What you will do. Start at the line that contains "Output the component", stop at the line that contains "const RIGHT_ITEMS = ['Off', 'Off', 'Off', '', '', '', '', ''];", and repeat every line in that span, those two included, with no pictures.

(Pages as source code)

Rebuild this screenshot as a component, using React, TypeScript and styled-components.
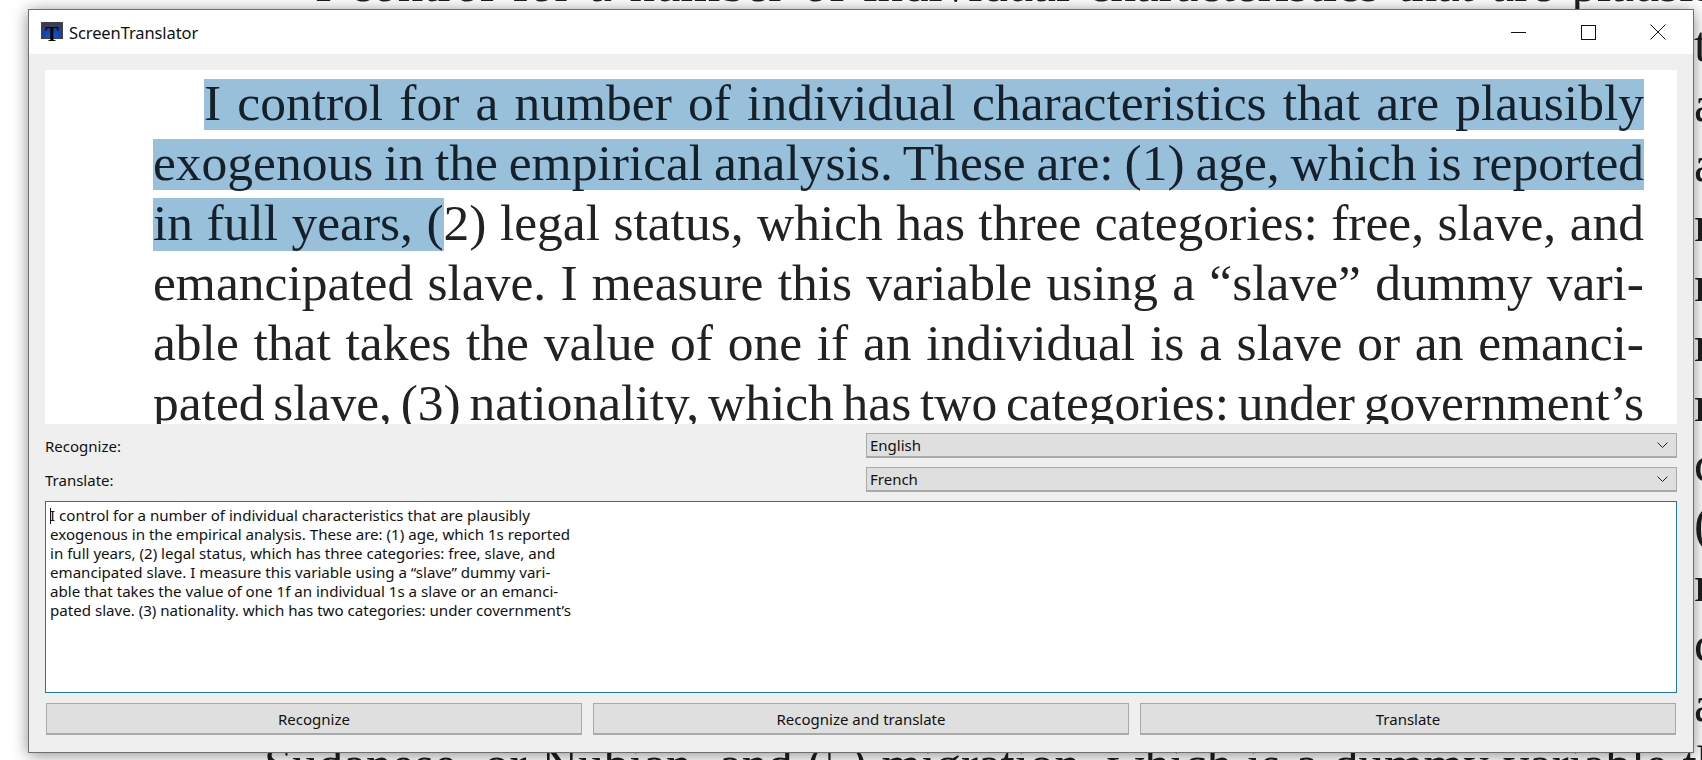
import React from "react";
import styled, { createGlobalStyle } from "styled-components";

const Global = createGlobalStyle`
  html, body { margin: 0; padding: 0; height: 100%; overflow: hidden; background: #fff; }
  #root { height: 100%; }
`;

const Desktop = styled.div`
  position: relative;
  width: 1702px;
  height: 760px;
  overflow: hidden;
  background: #fff;
`;

const Page = styled.div`
  margin-top: -46px;
  font-family: "Liberation Serif", serif;
  font-size: 51px;
  line-height: 60px;
  color: #1e1e1e;
`;

const PageLine = styled.div<{ $left: number; $spread?: number }>`
  height: 60px;
  padding-left: ${(p) => p.$left}px;
  white-space: nowrap;
  word-spacing: ${(p) => p.$spread ?? 0}px;
`;

const Window = styled.div`
  position: absolute;
  left: 28px;
  top: 9px;
  width: 1664px;
  display: flex;
  flex-direction: column;
  background: #efefef;
  border: 1px solid #6f6f6f;
  box-shadow: 0 2px 15px rgba(0, 0, 0, 0.45);
  font-family: "Noto Sans", sans-serif;
  font-size: 15px;
  color: #111;
`;

const TitleBar = styled.header`
  height: 44px;
  display: flex;
  align-items: center;
  background: #fff;
`;

const AppIcon = styled.svg`
  width: 22px;
  height: 21px;
  margin-left: 12px;
  margin-right: 6px;
`;

const Title = styled.span`
  flex: 1;
  font-size: 16.5px;
  letter-spacing: -0.1px;
`;

const CaptionButton = styled.button`
  width: 70px;
  height: 44px;
  display: grid;
  place-items: center;
  padding: 0;
  border: 0;
  background: transparent;
  color: #111;
`;

const Body = styled.main`
  display: flex;
  flex-direction: column;
  padding: 16px 16px 17px;
`;

const Preview = styled.section`
  height: 345px;
  padding: 9px 33px 0 108px;
  overflow: hidden;
  background: #fff;
  font-family: "Liberation Serif", serif;
  font-size: 51.5px;
  color: #222;
`;

const ProseLine = styled.div<{ $selected?: boolean; $indent?: number; $tight?: number }>`
  height: 51px;
  line-height: 48px;
  margin-bottom: 9px;
  margin-left: ${(p) => p.$indent ?? 0}px;
  white-space: nowrap;
  text-align: justify;
  text-align-last: justify;
  word-spacing: ${(p) => p.$tight ?? 0}px;
  ${(p) => (p.$selected ? "background: #98c0da; color: #15202a;" : "")}
`;

const Mark = styled.span`
  color: #15202a;
  background: linear-gradient(#98c0da, #98c0da) 0 100% / 100% 53px no-repeat;
`;

const LanguageRow = styled.div`
  display: grid;
  grid-template-columns: 821px 811px;
  align-items: center;
  margin-top: 9px;
`;

const FieldLabel = styled.label`
  font-size: 15px;
`;

const Combo = styled.div`
  height: 25px;
  box-sizing: border-box;
  display: flex;
  align-items: center;
  justify-content: space-between;
  padding: 0 8px 0 3px;
  background: #dfdfdf;
  border: 1px solid #a9a9a9;
  border-bottom-width: 2px;
  font-size: 15px;
`;

const TextEdit = styled.div`
  height: 192px;
  box-sizing: border-box;
  margin: 9px 0 0;
  padding: 4px 4px;
  background: #fff;
  border: 1px solid #2077ad;
  font-size: 15.1px;
  line-height: 19px;
  color: #111;
  white-space: pre;
`;

const Caret = styled.span`
  display: inline-block;
  width: 1px;
  height: 16px;
  margin-right: -1px;
  vertical-align: -3px;
  background: #111;
`;

const ButtonRow = styled.div`
  display: grid;
  grid-template-columns: repeat(3, 1fr);
  gap: 11px;
  margin: 10px 1px 0;
`;

const ActionButton = styled.button`
  height: 32px;
  padding: 0;
  background: #dfdfdf;
  border: 1px solid #a9a9a9;
  border-bottom-width: 2px;
  font-family: inherit;
  font-size: 15px;
  color: #111;
`;

const Chevron = () => (
  <svg width="11" height="6" viewBox="0 0 11 6" fill="none" stroke="#222" strokeWidth="1">
    <path d="M0.5 0.5 L5.5 5.5 L10.5 0.5" />
  </svg>
);

const ocrLines = [
  "I control for a number of individual characteristics that are plausibly",
  "exogenous in the empirical analysis. These are: (1) age, which 1s reported",
  "in full years, (2) legal status, which has three categories: free, slave, and",
  "emancipated slave. I measure this variable using a “slave” dummy vari-",
  "able that takes the value of one 1f an individual 1s a slave or an emanci-",
  "pated slave. (3) nationality. which has two categories: under covernment’s",
];

const pageEdge = ["t", "a", "a", "ne", "n", "r", "r", "c", "(", "n", "c", "a"];

export default function App() {
  return (
    <Desktop>
      <Global />
      <Page>
        <PageLine $left={315} $spread={5}>
          I control for a number of individual characteristics that are plausibly
        </PageLine>
        {pageEdge.map((glyph, i) => (
          <PageLine key={i} $left={1694}>
            {glyph}
          </PageLine>
        ))}
        <PageLine $left={264} $spread={2}>
          Sudanese, or Nubian, and (5) migration, which is a dummy variable that
        </PageLine>
      </Page>
      <Window>
        <TitleBar>
          <AppIcon viewBox="0 0 22 21">
            <defs>
              <radialGradient id="tile" cx="50%" cy="85%" r="70%">
                <stop offset="0%" stopColor="#0a5cf0" />
                <stop offset="60%" stopColor="#1640a8" />
                <stop offset="100%" stopColor="#3a3f4e" />
              </radialGradient>
            </defs>
            <rect x="0.5" y="0.5" width="21" height="16" fill="url(#tile)" stroke="#444" />
            <text x="11" y="19" textAnchor="middle" fontFamily="Liberation Serif" fontWeight="700" fontSize="20" fill="#050505">
              T
            </text>
          </AppIcon>
          <Title>ScreenTranslator</Title>
          <CaptionButton aria-label="Minimize">
            <svg width="15" height="15" viewBox="0 0 15 15" stroke="#111" fill="none">
              <path d="M0 7.5H15" />
            </svg>
          </CaptionButton>
          <CaptionButton aria-label="Maximize">
            <svg width="15" height="15" viewBox="0 0 15 15" stroke="#111" fill="none">
              <rect x="0.5" y="0.5" width="14" height="14" />
            </svg>
          </CaptionButton>
          <CaptionButton aria-label="Close">
            <svg width="16" height="16" viewBox="0 0 16 16" stroke="#111" fill="none">
              <path d="M0.5 0.5L15.5 15.5M15.5 0.5L0.5 15.5" />
            </svg>
          </CaptionButton>
        </TitleBar>
        <Body>
          <Preview>
            <ProseLine $selected $indent={51}>
              I control for a number of individual characteristics that are plausibly
            </ProseLine>
            <ProseLine $selected $tight={-4}>
              exogenous in the empirical analysis. These are: (1) age, which is reported
            </ProseLine>
            <ProseLine $tight={-4}>
              <Mark>in full years, (</Mark>2) legal status, which has three categories: free, slave, and
            </ProseLine>
            <ProseLine>emancipated slave. I measure this variable using a “slave” dummy vari-</ProseLine>
            <ProseLine>able that takes the value of one if an individual is a slave or an emanci-</ProseLine>
            <ProseLine $tight={-8}>
              pated slave, (3) nationality, which has two categories: under government’s
            </ProseLine>
          </Preview>
          <LanguageRow>
            <FieldLabel>Recognize:</FieldLabel>
            <Combo>
              English
              <Chevron />
            </Combo>
          </LanguageRow>
          <LanguageRow>
            <FieldLabel>Translate:</FieldLabel>
            <Combo>
              French
              <Chevron />
            </Combo>
          </LanguageRow>
          <TextEdit>
            <Caret />
            {ocrLines.join("\n")}
          </TextEdit>
          <ButtonRow>
            <ActionButton>Recognize</ActionButton>
            <ActionButton>Recognize and translate</ActionButton>
            <ActionButton>Translate</ActionButton>
          </ButtonRow>
        </Body>
      </Window>
    </Desktop>
  );
}
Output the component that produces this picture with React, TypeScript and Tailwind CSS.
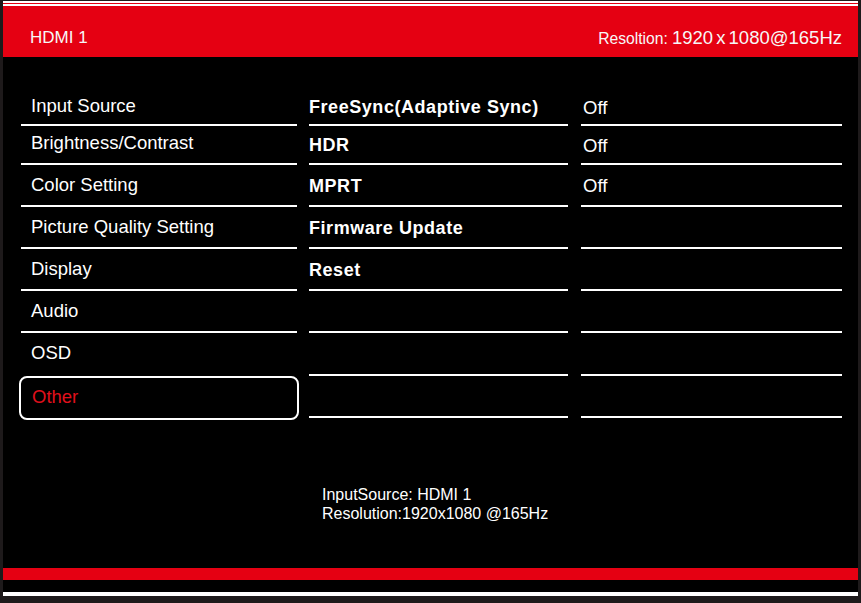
import React from 'react';

const LEFT_ITEMS = [
    'Input Source',
    'Brightness/Contrast',
    'Color Setting',
    'Picture Quality Setting',
    'Display',
    'Audio',
];

// row heights (px) incl. the 2px underline, taken from the OSD layout
const ROW_H = ['h-[41px]', 'h-[39px]', 'h-[42px]', 'h-[42px]', 'h-[42px]', 'h-[42px]', 'h-[43px]', 'h-[42px]'];

const MID_ITEMS = ['FreeSync(Adaptive Sync)', 'HDR', 'MPRT', 'Firmware Update', 'Reset', '', '', ''];
const RIGHT_ITEMS = ['Off', 'Off', 'Off', '', '', '', '', ''];

export default function App() {
    return (
        <div
            className="w-[861px] h-[603px] bg-[#1e1a1b] px-[3px] overflow-hidden"
            style={{ fontFamily: '"Liberation Sans", Arial, sans-serif' }}
        >
            <div className="h-[596px] flex flex-col bg-black">
                {/* top stripes */}
                <div className="h-[1px] bg-[#1e1a1b]" />
                <div className="h-[2px] bg-white" />
                <div className="h-[1px] bg-[#e50012]" />
                <div className="h-[2px] bg-white" />

                {/* Header */}
                <div className="h-[51px] bg-[#e50012] flex items-center justify-between pl-[27px] pr-[16px] pt-[13px] text-[#f7f7f7]">
                    <span className="text-[17px]">HDMI 1</span>
                    <div className="flex items-baseline">
                        <span className="text-[15.7px]">Resoltion:</span>
                        <span className="ml-[4px] text-[18.5px] [word-spacing:-2px]">1920 x 1080@165Hz</span>
                    </div>
                </div>

                {/* Main */}
                <div className="flex-1 flex flex-col pt-[28px]">
                    <div className="flex pl-[18px] gap-[12px]">
                        {/* Left menu */}
                        <div className="w-[276px] flex flex-col text-white text-[18.5px]">
                            {LEFT_ITEMS.map((item, i) => (
                                <div
                                    key={item}
                                    className={`${ROW_H[i]} border-b-2 border-white flex items-center pl-[10px] ${i === 0 ? 'pt-[2px]' : i === 1 ? 'pb-[3px]' : 'pb-[1px]'}`}
                                >
                                    {item}
                                </div>
                            ))}
                            <div className={`${ROW_H[6]} flex items-center pl-[10px] pb-[3px]`}>OSD</div>
                            <div className="h-[44px] -mx-[2px] border-2 border-white rounded-[8px] flex items-center pl-[11px] pb-[3px] text-[#e0101c]">
                                Other
                            </div>
                        </div>

                        {/* Middle column */}
                        <div className="w-[259px] flex flex-col text-white text-[18px] font-bold tracking-[0.55px]">
                            {MID_ITEMS.map((item, i) => (
                                <div
                                    key={i}
                                    className={`${ROW_H[i]} border-b-2 border-white flex items-center ${i === 0 ? 'pt-[6px]' : 'pt-[2px]'}`}
                                >
                                    {item}
                                </div>
                            ))}
                        </div>

                        {/* Right column */}
                        <div className="w-[261px] ml-px flex flex-col text-white text-[18.5px]">
                            {RIGHT_ITEMS.map((item, i) => (
                                <div
                                    key={i}
                                    className={`${ROW_H[i]} border-b-2 border-white flex items-center pl-[2px] ${i === 0 ? 'pt-[6px]' : 'pt-[2px]'}`}
                                >
                                    {item}
                                </div>
                            ))}
                        </div>
                    </div>

                    {/* Info */}
                    <div className="mt-[65px] pl-[319px] text-white text-[16px] leading-[19px]">
                        <div>InputSource: HDMI 1</div>
                        <div>Resolution:1920x1080 @165Hz</div>
                    </div>
                </div>

                {/* Bottom stripes */}
                <div className="h-[12px] bg-[#e50012]" />
                <div className="h-[12px] bg-black" />
                <div className="h-[4px] bg-white" />
            </div>
        </div>
    );
}
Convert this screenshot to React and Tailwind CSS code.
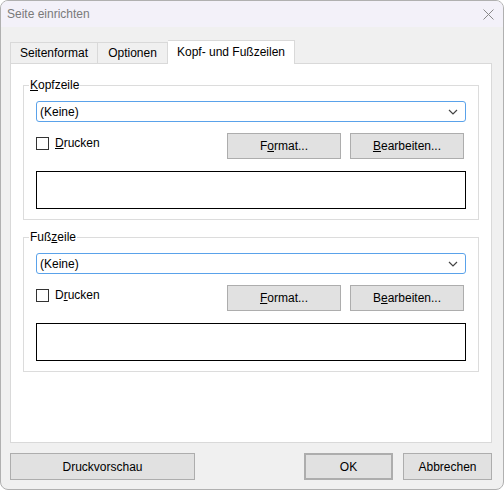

Solution for this problem.
Output the component that produces this picture with React, TypeScript and Tailwind CSS.
import React from 'react';

const LEFT_ITEMS = [
    'Input Source',
    'Brightness/Contrast',
    'Color Setting',
    'Picture Quality Setting',
    'Display',
    'Audio',
];

// row heights (px) incl. the 2px underline, taken from the OSD layout
const ROW_H = ['h-[41px]', 'h-[39px]', 'h-[42px]', 'h-[42px]', 'h-[42px]', 'h-[42px]', 'h-[43px]', 'h-[42px]'];

const MID_ITEMS = ['FreeSync(Adaptive Sync)', 'HDR', 'MPRT', 'Firmware Update', 'Reset', '', '', ''];
const RIGHT_ITEMS = ['Off', 'Off', 'Off', '', '', '', '', ''];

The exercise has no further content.